Chloe Haskins, Bryce Kerscher, Alexander Nugent, Tyler Owens and Dillon Schmenk researched different types of fibers and concrete mix designs to achieve the best performance in five categories: Mass Test, Diameter Consistency Test, Bowling Test, Final Deformation Load Test and Toughness Load Test. The team also attended the Poster Presentation Competition.

Education students facilitate green screen workshop at WEMTA

Six students from the School of Education facilitated a green screen workshop at the Wisconsin Educational Media Technology Association state conference on April 11 at the Kalahari Resort in Wisconsin Dells, Wisconsin. Over 50 librarians, teachers and technology integration specialists from across the state attended the session to learn how to implement green screen technology into their schools.

Students who attended included Megan Burbach, Paula Pittz, Laura Rieger, Baustin Bowers, Ellen Luthanen and Alicia Filloon. For more information about the conference, visit

UW-Platteville Collegiate Farm Bureau participates in Ag in the Classroom

Members of the Collegiate Farm Bureau taught fourth grade students from Iowa-Grant Elementary/Middle School, Platteville Middle School, Mineral Point Elementary School, and Winskill Elementary in Lancaster. Fourth grade students learned about the dairy industry, including the process of how milk comes from the cow to the table. The students also had a chance to make homemade butter.

Attending members from the Collegiate Farm Bureau also gave each teacher a Wisconsin agricultural poster to display in their classroom, along with 350 agricultural coloring books to give to each student.

Pictured in the back row left to right are Chad Bruss, Dayna Anderson, Brianna Reynolds, Kye Witek, Lara Daentl, Lauren Heilig, Ben Roys and Dakotah Hammerly. Pictured in the front row, left to right are: Heidi Kaestner, Erica Keehn, Rachel Leege, Amanda Stingle and Sarah Shimshak.

English instructors to present at conference

Three English instructors will be presenting at the 2016 Thomas R. Watson International Conference on Rhetoric and Composition in Louisville, Kentucky this October. Dr. James Romesburg, Angela Jones and April Feiden will present “Stopped at the Door: A Case for Credit-Bearing Developmental Writing,” which is based on their research and experience in developing a new first-year writing course that will replace English 10, effective spring 2017.

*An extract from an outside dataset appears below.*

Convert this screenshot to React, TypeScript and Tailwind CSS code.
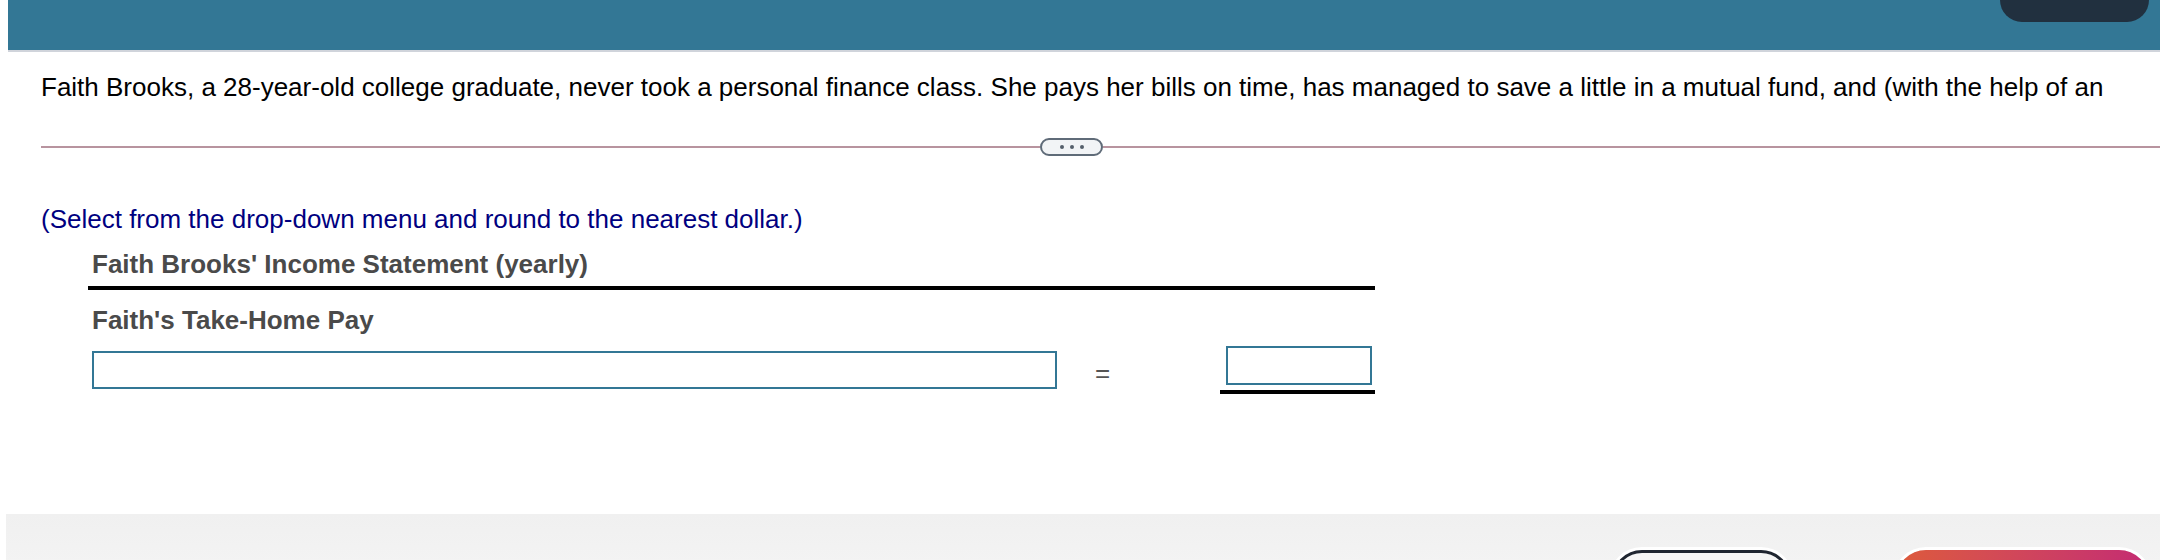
import React from "react";

export default function App() {
  return (
    <div className="w-[2160px] h-[560px] bg-white overflow-hidden flex flex-col font-['Liberation_Sans',Arial,sans-serif]">
      {/* header */}
      <div className="pl-[8px]">
        <div className="h-[50px] bg-[#337795] flex justify-end pr-[11px]">
          <div className="w-[149px] h-[22px] bg-[#21303f] rounded-b-[22px]" />
        </div>
        <div className="h-[2px] bg-[#d0d4db]" />
      </div>

      {/* main */}
      <div className="pl-[41px]">
        <div className="mt-[20px] h-[30px] leading-[30px] text-[26px] text-black whitespace-nowrap overflow-hidden">
          Faith Brooks, a 28-year-old college graduate, never took a personal finance class. She pays her bills on time, has managed to save a little in a mutual fund, and (with the help of an
        </div>

        <div className="mt-[36px] h-[18px] flex items-center">
          <div className="w-[999px] h-[2px] bg-[#b8949f]" />
          <div className="w-[63px] h-[18px] rounded-full border-2 border-[#5f6b78] bg-[#f2f4f6] flex items-center justify-center gap-[6px]">
            <span className="w-[4px] h-[4px] rounded-full bg-[#555f6b]" />
            <span className="w-[4px] h-[4px] rounded-full bg-[#555f6b]" />
            <span className="w-[4px] h-[4px] rounded-full bg-[#555f6b]" />
          </div>
          <div className="flex-1 h-[2px] bg-[#b8949f]" />
        </div>

        <div className="mt-[48px] h-[30px] leading-[30px] text-[26px] text-[#000080]">
          (Select from the drop-down menu and round to the nearest dollar.)
        </div>

        <div className="ml-[47px] w-[1287px]">
          <div className="mt-[15px] h-[30px] leading-[30px] text-[26px] font-bold text-[#4a4a4a] pl-[4px]">
            Faith Brooks' Income Statement (yearly)
          </div>
          <div className="mt-[7px] h-[4px] bg-black" />
          <div className="mt-[15px] h-[30px] leading-[30px] text-[26px] font-bold text-[#4a4a4a] pl-[4px]">
            Faith's Take-Home Pay
          </div>
          <div className="mt-[11px] flex items-start">
            <div className="ml-[4px] mt-[5px] w-[965px] h-[38px] border-2 border-[#337795] bg-white" />
            <div className="w-[163px] h-[48px] pt-[6px] flex items-center pl-[38px] text-[26px] text-[#555]">=</div>
            <div className="w-[155px]">
              <div className="pl-[6px] pr-[3px]">
                <div className="h-[39px] border-2 border-[#337795] bg-white" />
              </div>
              <div className="mt-[5px] h-[4px] bg-black" />
            </div>
          </div>
        </div>
      </div>

      {/* footer */}
      <div className="mt-[120px] ml-[6px] flex-1 bg-linear-to-b from-[#f0f0f0] to-[#f6f6f6] flex justify-end items-start pt-[36px] pr-[11px] gap-[105px]">
        <div className="w-[179px] h-[60px] rounded-[30px] border-[3px] border-[#1f2530] bg-[#f5f5f5] shadow-[0_0_0_3px_white]" />
        <div className="w-[253px] h-[60px] rounded-[30px] bg-linear-to-r from-[#dd5a3a] to-[#c42a72] shadow-[0_0_0_3px_white]" />
      </div>
    </div>
  );
}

The planned new course will allow students who had previously been required to take the non-credit bearing English 10 to take a credit-bearing course in their first semester of college writing and to stay on track with their cohorts in completing the two-semester writing sequence.

The new course will carry a four-hour credit load, consisting of three classroom hours and one writing laboratory hour, in which students would be meeting in a computer-equipped lab for guided writing and individualized feedback time.

The Thomas R. Watson Conference is a biannual event where rhetoric and composition scholars from around the world share the results of their research and scholarship, which is often focused on improving writing instruction on college and university campuses.

Psychology student receives Family Advocates award

Samantha Hamer, a senior psychology major at the University of Wisconsin-Platteville, received the Family Advocates, Inc. Volunteer of the Year Award from Family Advocates, Inc. at the organization's 10th annual Silent Auction Fundraiser held April 30 at Ullsvik Hall at UW-Platteville. Family Advocates, Inc. is a nonprofit organization that provides services for victims of sexual assault and family/partner abuse. 

Since February 2015, Hamer has served as a volunteer with the Kids in Transition after-school group, Youth Support Group, Wrap Around Parents, and provided Respite Care services for parents in need of some time to themselves. In this volunteer position, she provides services to clients and their children who are staying in the shelter and to other clients and their children who receive support services from Family Advocates. She attends support groups with the clients and their children, provides childcare for a variety of age groups, works on art projects, conducts indoor and outdoor activities with the children and helps with meals. She is also there for the children when they need to talk with someone.

"I have gotten to know most of the families very well and care about them," said Hamer. "I try to be there for every group because it is very important for me to show the children that I care about them and that they are a priority in my life. The kids and their moms mean a lot to me and it is important that I am consistently there for them. I look forward to seeing each family and love spending time with them."

"Volunteers are such a vital aspect of our organization," said Darlene Masters, executive director of Family Advocates. "Sam is an amazing advocate for those that we serve. Her compassion and dedication is very admirable. We know we can always count on her to provide love and support to the victims/survivors that come through our doors."

Since February 2016, Hamer has also worked as a support staff member at Family Advocates. In this position, she is responsible for providing counseling, advocacy, crisis intervention, information, referral and advocacy services and resources – in-person, on the phone and on the helpline. In addition, when new clients come in, she completes their intakes and helps them get set up with everything they need (toiletries, bedding, clothes, food, etc.). She also helps with childcare and carries out a variety of organizational and cleaning duties.

"I am so appreciative of having the opportunity to volunteer and work at Family Advocates," said Hamer. "I truly love all of the kids, their moms, and the people I work with. I look forward to the days in the week that I get to volunteer or work and enjoy spending time with each child and his or her family and getting to know them very well. It means a lot to me when I get hugs and art projects from the children. They brighten my day and make me very happy.  All of the children have taught me a lot about life. I have learned so much and grown from working with them and listening to them. They are all the most loving and sweet children I have ever met and they all mean so much to me."